Page 1 of 1
Alert going to HARD state in 1st attempt
Posted: Mon Jul 26, 2021 7:25 am
by amane
Hi,
We have configured the Process monitoring in Nagios xi for windows boxes, however the processes status is going to HARD state in 1st attempt even after 'Max Check attempt' set to 4.
2021-07-23 04:17:02 rpabotprd18.lowes.com Windows Service:Windows Service Status:Blue Prism Login Agent Service WARNING HARD 1 of 4 WARNING: , delayed (LoginAgent=starting (auto))
2021-07-23 03:00:43 rpabotprd57.lowes.com Windows Service:Windows Service Status:Blue Prism Login Agent Service WARNING HARD 1 of 4 WARNING: , delayed (LoginAgent=stopped (delayed))
2021-07-23 02:45:44 rpabotprd57.lowes.com Windows Service:Windows Service Status:Blue Prism Login Agent Service WARNING HARD 1 of 4 WARNING: , delayed (LoginAgent=stopped (delayed))
Above are some example events.
Re: Alert going to HARD state in 1st attempt
Posted: Mon Jul 26, 2021 12:37 pm
by ssax
Is the host in a problem state?
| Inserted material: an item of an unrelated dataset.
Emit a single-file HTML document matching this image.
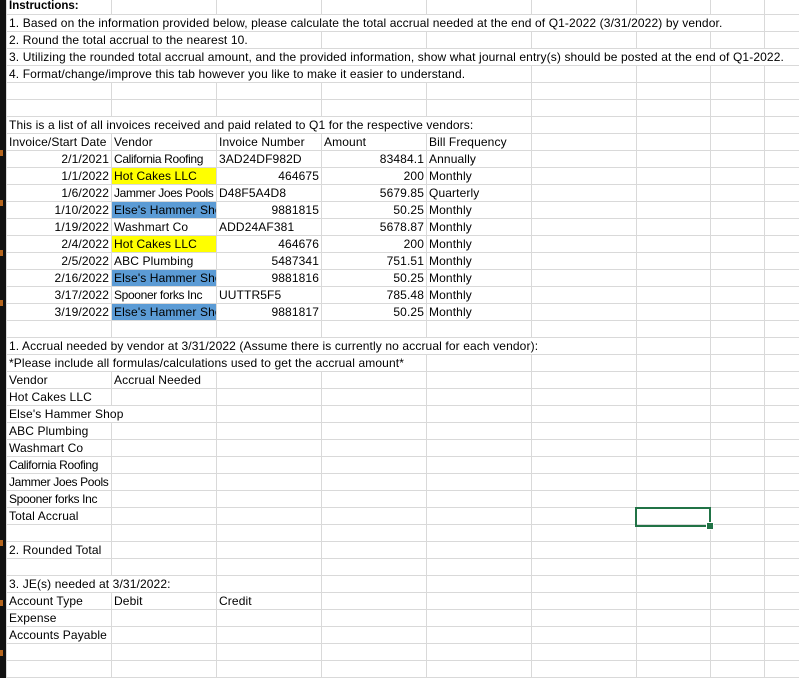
<!DOCTYPE html>
<html><head><meta charset="utf-8"><style>
html,body{margin:0;padding:0;background:#fff;width:799px;height:678px;overflow:hidden;position:relative}
.strip{position:absolute;left:0;top:0;width:6px;height:678px;background:#111}
.strip i{position:absolute;left:0;width:3px;height:6px;background:#b5651d}
table{position:absolute;left:6px;top:-2px;width:798px;border-collapse:collapse;table-layout:fixed;font-family:"Liberation Sans",Arial,sans-serif;font-size:12px;letter-spacing:0.12px;color:#000}
td{height:16px;padding:0 0 0 2px;border-right:1px solid #d9d9d9;border-bottom:1px solid #d9d9d9;border-left:1px solid #d9d9d9;white-space:nowrap;overflow:hidden;line-height:16px;vertical-align:bottom}
td.r{text-align:right;padding:0 2px 0 0}
td.n{letter-spacing:-0.35px}
.y{background:#ffff00}.b{background:#5b9bd5}
.bold{font-weight:bold;font-size:11.5px;letter-spacing:0}
.sel{position:absolute;left:635px;top:507px;width:72px;height:16px;border:2px solid #217346}
.sel:after{content:"";position:absolute;right:-5px;bottom:-5px;width:6px;height:6px;background:#217346;border:1px solid #fff}
</style></head><body>
<div class="strip"><i style="top:150px"></i><i style="top:200px"></i><i style="top:250px"></i><i style="top:300px"></i><i style="top:540px"></i><i style="top:600px"></i><i style="top:650px"></i></div>
<table>
<colgroup><col style="width:105px"><col style="width:105px"><col style="width:105px"><col style="width:105px"><col style="width:105px"><col style="width:105px"><col style="width:74px"><col style="width:54px"><col style="width:40px"></colgroup>
<tr><td class="bold">Instructions:</td><td></td><td></td><td></td><td></td><td></td><td></td><td></td><td></td></tr>
<tr><td colspan="8">1. Based on the information provided below, please calculate the total accrual needed at the end of Q1-2022 (3/31/2022) by vendor.</td><td></td></tr>
<tr><td colspan="3">2. Round the total accrual to the nearest 10.</td><td></td><td></td><td></td><td></td><td></td><td></td></tr>
<tr><td colspan="9">3. Utilizing the rounded total accrual amount, and the provided information, show what journal entry(s) should be posted at the end of Q1-2022.</td></tr>
<tr><td colspan="5">4. Format/change/improve this tab however you like to make it easier to understand.</td><td></td><td></td><td></td><td></td></tr>
<tr><td></td><td></td><td></td><td></td><td></td><td></td><td></td><td></td><td></td></tr>
<tr><td></td><td></td><td></td><td></td><td></td><td></td><td></td><td></td><td></td></tr>
<tr><td colspan="5">This is a list of all invoices received and paid related to Q1 for the respective vendors:</td><td></td><td></td><td></td><td></td></tr>
<tr><td>Invoice/Start Date</td><td>Vendor</td><td>Invoice Number</td><td>Amount</td><td>Bill Frequency</td><td></td><td></td><td></td><td></td></tr>
<tr><td class="r">2/1/2021</td><td class="n">California Roofing</td><td>3AD24DF982D</td><td class="r">83484.1</td><td>Annually</td><td></td><td></td><td></td><td></td></tr>
<tr><td class="r">1/1/2022</td><td class="y">Hot Cakes LLC</td><td class="r">464675</td><td class="r">200</td><td>Monthly</td><td></td><td></td><td></td><td></td></tr>
<tr><td class="r">1/6/2022</td><td class="n">Jammer Joes Pools</td><td>D48F5A4D8</td><td class="r">5679.85</td><td>Quarterly</td><td></td><td></td><td></td><td></td></tr>
<tr><td class="r">1/10/2022</td><td class="b">Else's Hammer Shop</td><td class="r">9881815</td><td class="r">50.25</td><td>Monthly</td><td></td><td></td><td></td><td></td></tr>
<tr><td class="r">1/19/2022</td><td>Washmart Co</td><td>ADD24AF381</td><td class="r">5678.87</td><td>Monthly</td><td></td><td></td><td></td><td></td></tr>
<tr><td class="r">2/4/2022</td><td class="y">Hot Cakes LLC</td><td class="r">464676</td><td class="r">200</td><td>Monthly</td><td></td><td></td><td></td><td></td></tr>
<tr><td class="r">2/5/2022</td><td>ABC Plumbing</td><td class="r">5487341</td><td class="r">751.51</td><td>Monthly</td><td></td><td></td><td></td><td></td></tr>
<tr><td class="r">2/16/2022</td><td class="b">Else's Hammer Shop</td><td class="r">9881816</td><td class="r">50.25</td><td>Monthly</td><td></td><td></td><td></td><td></td></tr>
<tr><td class="r">3/17/2022</td><td class="n">Spooner forks Inc</td><td>UUTTR5F5</td><td class="r">785.48</td><td>Monthly</td><td></td><td></td><td></td><td></td></tr>
<tr><td class="r">3/19/2022</td><td class="b">Else's Hammer Shop</td><td class="r">9881817</td><td class="r">50.25</td><td>Monthly</td><td></td><td></td><td></td><td></td></tr>
<tr><td></td><td></td><td></td><td></td><td></td><td></td><td></td><td></td><td></td></tr>
<tr><td colspan="6">1. Accrual needed by vendor at 3/31/2022 (Assume there is currently no accrual for each vendor):</td><td></td><td></td><td></td></tr>
<tr><td colspan="4">*Please include all formulas/calculations used to get the accrual amount*</td><td></td><td></td><td></td><td></td><td></td></tr>
<tr><td>Vendor</td><td>Accrual Needed</td><td></td><td></td><td></td><td></td><td></td><td></td><td></td></tr>
<tr><td>Hot Cakes LLC</td><td></td><td></td><td></td><td></td><td></td><td></td><td></td><td></td></tr>
<tr><td colspan="2">Else's Hammer Shop</td><td></td><td></td><td></td><td></td><td></td><td></td><td></td></tr>
<tr><td>ABC Plumbing</td><td></td><td></td><td></td><td></td><td></td><td></td><td></td><td></td></tr>
<tr><td>Washmart Co</td><td></td><td></td><td></td><td></td><td></td><td></td><td></td><td></td></tr>
<tr><td class="n">California Roofing</td><td></td><td></td><td></td><td></td><td></td><td></td><td></td><td></td></tr>
<tr><td class="n">Jammer Joes Pools</td><td></td><td></td><td></td><td></td><td></td><td></td><td></td><td></td></tr>
<tr><td class="n">Spooner forks Inc</td><td></td><td></td><td></td><td></td><td></td><td></td><td></td><td></td></tr>
<tr><td>Total Accrual</td><td></td><td></td><td></td><td></td><td></td><td></td><td></td><td></td></tr>
<tr><td></td><td></td><td></td><td></td><td></td><td></td><td></td><td></td><td></td></tr>
<tr><td>2. Rounded Total</td><td></td><td></td><td></td><td></td><td></td><td></td><td></td><td></td></tr>
<tr><td></td><td></td><td></td><td></td><td></td><td></td><td></td><td></td><td></td></tr>
<tr><td colspan="2">3. JE(s) needed at 3/31/2022:</td><td></td><td></td><td></td><td></td><td></td><td></td><td></td></tr>
<tr><td>Account Type</td><td>Debit</td><td>Credit</td><td></td><td></td><td></td><td></td><td></td><td></td></tr>
<tr><td>Expense</td><td></td><td></td><td></td><td></td><td></td><td></td><td></td><td></td></tr>
<tr><td>Accounts Payable</td><td></td><td></td><td></td><td></td><td></td><td></td><td></td><td></td></tr>
<tr><td></td><td></td><td></td><td></td><td></td><td></td><td></td><td></td><td></td></tr>
<tr><td></td><td></td><td></td><td></td><td></td><td></td><td></td><td></td><td></td></tr>
</table>
<div class="sel"></div>
</body></html>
When a host is in a problem state (hard or soft) it automatically sets service problems to hard state (even on first attempt). The only way to get around that would be to sethost_down_disable_service_checks=1 in your /usr/local/nagios/etc/nagios.cfg and restart the nagios service or apply config.
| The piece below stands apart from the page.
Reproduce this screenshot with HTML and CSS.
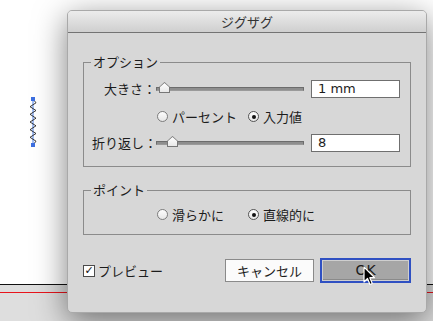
FILE: index.html
```html
<!DOCTYPE html>
<html lang="ja">
<head>
    <meta charset="UTF-8">
    <title>ジグザグ</title>
    <link rel="stylesheet" href="styles.css">
</head>
<body>

    <div class="canvas">
        <div class="artboard">
            <svg class="path-zigzag" width="12" height="52" viewBox="0 0 12 52">
                <line x1="6" y1="3" x2="6" y2="49" stroke="#4a7ee8" stroke-width="1"/>
                <polyline fill="none" stroke="#222" stroke-width="0.9"
                    points="6,3 9,6.8 3,10.7 9,14.5 3,18.3 9,22.2 3,26 9,29.8 3,33.7 9,37.5 3,41.3 9,45.2 6,49"/>
                <rect x="4" y="1" width="4" height="4" fill="#3d6fe0"/>
                <rect x="4" y="47" width="4" height="4" fill="#3d6fe0"/>
            </svg>
        </div>
        <div class="pasteboard">
            <div class="guide"></div>
        </div>
    </div>

    <div class="dialog">
        <div class="titlebar">ジグザグ</div>
        <div class="dialog-body">

            <div class="group">
                <div class="group-title">オプション</div>
                <div class="option-grid">
                    <div class="field-label">大きさ：</div>
                    <div class="slider"><span class="thumb thumb-size"></span></div>
                    <div class="text-field">1 mm</div>

                    <div class="options options-wide">
                        <label class="radio"><span class="radio-mark"></span>パーセント</label>
                        <label class="radio"><span class="radio-mark checked"></span>入力値</label>
                    </div>

                    <div class="field-label">折り返し：</div>
                    <div class="slider"><span class="thumb thumb-ridges"></span></div>
                    <div class="text-field">8</div>
                </div>
            </div>

            <div class="group group-points">
                <div class="group-title">ポイント</div>
                <div class="options options-points">
                    <label class="radio"><span class="radio-mark"></span>滑らかに</label>
                    <label class="radio"><span class="radio-mark checked"></span>直線的に</label>
                </div>
            </div>

            <div class="footer">
                <label class="checkbox"><span class="check-mark">✓</span>プレビュー</label>
                <div class="buttons">
                    <div class="button">キャンセル</div>
                    <div class="button button-default">OK</div>
                </div>
            </div>

        </div>

        <!-- マウスカーソル -->
        <svg class="cursor" width="13" height="20" viewBox="0 0 13 20">
            <path d="M1 1 L1 16 L4.5 12.5 L7 18.5 L9.3 17.5 L6.8 11.7 L11.5 11.7 Z"
                fill="#000" stroke="#fff" stroke-width="1.2" stroke-linejoin="round"/>
        </svg>
    </div>

</body>
</html>
```

FILE: styles.css
```css
body {
    margin: 0;
    width: 433px;
    height: 321px;
    overflow: hidden;
    position: relative;
    font-family: "Noto Sans CJK JP", "Liberation Sans", sans-serif;
    font-size: 13px;
    color: #1c1c1c;
}

.canvas {
    display: flex;
    flex-direction: column;
    height: 100%;
}

.artboard {
    height: 284px;
    background-color: #fff;
    border-bottom: 1px solid #111;
    position: relative;
}

.path-zigzag {
    position: absolute;
    left: 27px;
    top: 96px;
}

.pasteboard {
    flex: 1;
    background-color: #dedede;
    padding-top: 7px;
}

.guide {
    height: 1px;
    background-color: #e8141c;
}

.dialog {
    position: absolute;
    left: 67px;
    top: 10px;
    width: 360px;
    height: 303px;
    box-sizing: border-box;
    background-color: #d7d7d7;
    border: 1px solid #a9a9a9;
    border-radius: 5px;
    box-shadow: 0 8px 32px rgba(0, 0, 0, 0.5);
    overflow: hidden;
}

.titlebar {
    height: 21px;
    line-height: 21px;
    text-align: center;
    color: #333;
    background: linear-gradient(#ececec, #cfcfcf);
    border-bottom: 1px solid #737373;
}

.dialog-body {
    padding: 29px 15px 0 15px;
}

.group {
    border: 1px solid #8b8b8b;
    padding: 0 10px 14px 8px;
}

.group-title {
    width: fit-content;
    margin: -9px 0 0 -1px;
    padding: 0 2px;
    line-height: 16px;
    background-color: #d7d7d7;
}

.option-grid {
    display: grid;
    grid-template-columns: 64px 148px 96px;
    grid-auto-rows: 18px;
    row-gap: 9px;
    margin-top: 10px;
    align-items: center;
}

.option-grid .text-field {
    margin-left: 7px;
}

.field-label {
    text-align: right;
    white-space: nowrap;
    line-height: 18px;
}

.slider {
    position: relative;
    height: 2px;
    background-color: #8e8e8e;
    border: 1px solid #6c6c6c;
    border-bottom-color: #9a9a9a;
}

.thumb {
    position: absolute;
    top: -6px;
    width: 11px;
    height: 11px;
    background: #777;
    clip-path: polygon(50% 0, 100% 45%, 100% 100%, 0 100%, 0 45%);
}

.thumb::before {
    content: "";
    position: absolute;
    inset: 1px;
    background: linear-gradient(#ffffff, #e8e8e8);
    clip-path: polygon(50% 0, 100% 45%, 100% 100%, 0 100%, 0 45%);
}

.thumb-size {
    left: 2px;
}

.thumb-ridges {
    left: 10px;
}

.text-field {
    height: 18px;
    box-sizing: border-box;
    background-color: #fff;
    border: 1px solid #6f6f6f;
    padding-left: 6px;
    font-family: "DejaVu Sans", "Liberation Sans", sans-serif;
    font-size: 13px;
    line-height: 16px;
}

.options {
    display: grid;
    grid-template-columns: 91px auto;
    align-items: center;
    height: 18px;
}

.options-wide {
    grid-column: 2 / 4;
    margin-left: 1px;
}

.radio {
    display: flex;
    align-items: center;
    gap: 4px;
    white-space: nowrap;
}

.radio-mark {
    width: 11px;
    height: 11px;
    box-sizing: border-box;
    border: 1px solid #7d7d7d;
    border-radius: 50%;
    background: linear-gradient(#fdfdfd, #e6e6e6);
    display: flex;
    align-items: center;
    justify-content: center;
}

.radio-mark.checked {
    border-color: #555;
}

.radio-mark.checked::after {
    content: "";
    width: 4px;
    height: 4px;
    border-radius: 50%;
    background-color: #111;
}

.group-points {
    margin-top: 23px;
    padding-bottom: 11px;
}

.options-points {
    margin: 7px 0 0 65px;
}

.footer {
    display: flex;
    justify-content: space-between;
    align-items: center;
    margin-top: 23px;
    height: 25px;
}

.checkbox {
    display: flex;
    align-items: center;
    gap: 3px;
}

.check-mark {
    width: 12px;
    height: 12px;
    box-sizing: border-box;
    border: 1px solid #4a4a4a;
    background-color: #fff;
    font-family: "DejaVu Sans", sans-serif;
    font-size: 11px;
    font-weight: bold;
    line-height: 10px;
    text-align: center;
    color: #111;
}

.buttons {
    display: flex;
    align-items: center;
    gap: 6px;
}

.button {
    width: 89px;
    height: 23px;
    box-sizing: border-box;
    border: 1px solid #8a8a8a;
    background-color: #fbfbfb;
    text-align: center;
    line-height: 21px;
}

.button-default {
    width: 91px;
    height: 25px;
    border: 2px solid #2f50c2;
    background-color: #a6a6a6;
    box-shadow: inset 0 0 0 1px #cfcfcf, inset 0 -2px 0 #8a8a8a;
    font-family: "DejaVu Sans", "Liberation Sans", sans-serif;
    font-size: 14px;
}

.cursor {
    position: absolute;
    left: 295px;
    top: 255px;
}
```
If that is not what is occurring:
Please go to Reports > State History:
- Adjust the Period to include the time this occurred (go back far enough to include the host state)
- Select the host from the Limit To dropdown
--- Don't limit on the Services, we want to see host and service states
- For Type, select Both
- For State Type, select Both
- For State, select Any
- Click Run
Please PM me the report, you can either download it as a PDF or CSV.
Please PM me a copy of your profile.zip as well, you can download it from Admin > System Profile by clicking the Download Profile button.
Re: Alert going to HARD state in 1st attempt
Posted: Tue Jul 27, 2021 5:07 am
by amane
Hi ssax,
verified the /usr/local/nagios/etc/nagios.cfg file and found host_down_disable_service_checks already set to 1.
host_down_disable_service_checks=1
Also this is happening on multiple servers where service monitoring configured and host was not down when HARD event is going in 1st Attempt.
report and profile has been sent on PM.
Re: Alert going to HARD state in 1st attempt
Posted: Tue Jul 27, 2021 12:41 pm
by ssax
Please do this again but run it for 2021-07-23:
Please go to Reports > State History:
- Adjust the Period to include the time this occurred (go back far enough to include the host state)
- Select the host from the Limit To dropdown
--- Don't limit on the Services, we want to see host and service states
- For Type, select Both
- For State Type, select Both
- For State, select Any
- Click Run
Please PM me the report, you can either download it as a PDF or CSV.
Re: Alert going to HARD state in 1st attempt
Posted: Wed Jul 28, 2021 10:19 am
by amane
Hi ssax,
Sent the report for 2021-07-23 in PM.
Re: Alert going to HARD state in 1st attempt
Posted: Wed Jul 28, 2021 6:18 pm
by ssax
Was that option added after the 23rd?
The host was down that's why they went into a hard state immediately.
But if host_down_disable_service_checks was set to 1, it should have stopped them from checking.
Looks like they were both occurred at the same time if you look at the timestamp in the CSV, that's likely why, you should increase the check intervals on the services to be a little longer than the host checks, so if the host check is every 5 minutes, you would set the services to 6 minutes to make sure that they occurred sequentially. That way the host_down_disable_service_checks would function properly.
Re: Alert going to HARD state in 1st attempt
Posted: Thu Jul 29, 2021 5:57 am
by amane
Thanks for the update ssax.
Was that option added after the 23rd?
No, it was there from start.
As suggested, increased the service check time interval to 6. We will monitor for some more days and let you know if it is occurs again.
Re: Alert going to HARD state in 1st attempt
Posted: Thu Jul 29, 2021 7:00 pm
by ssax
Sounds good, we'll keep an eye out for your update.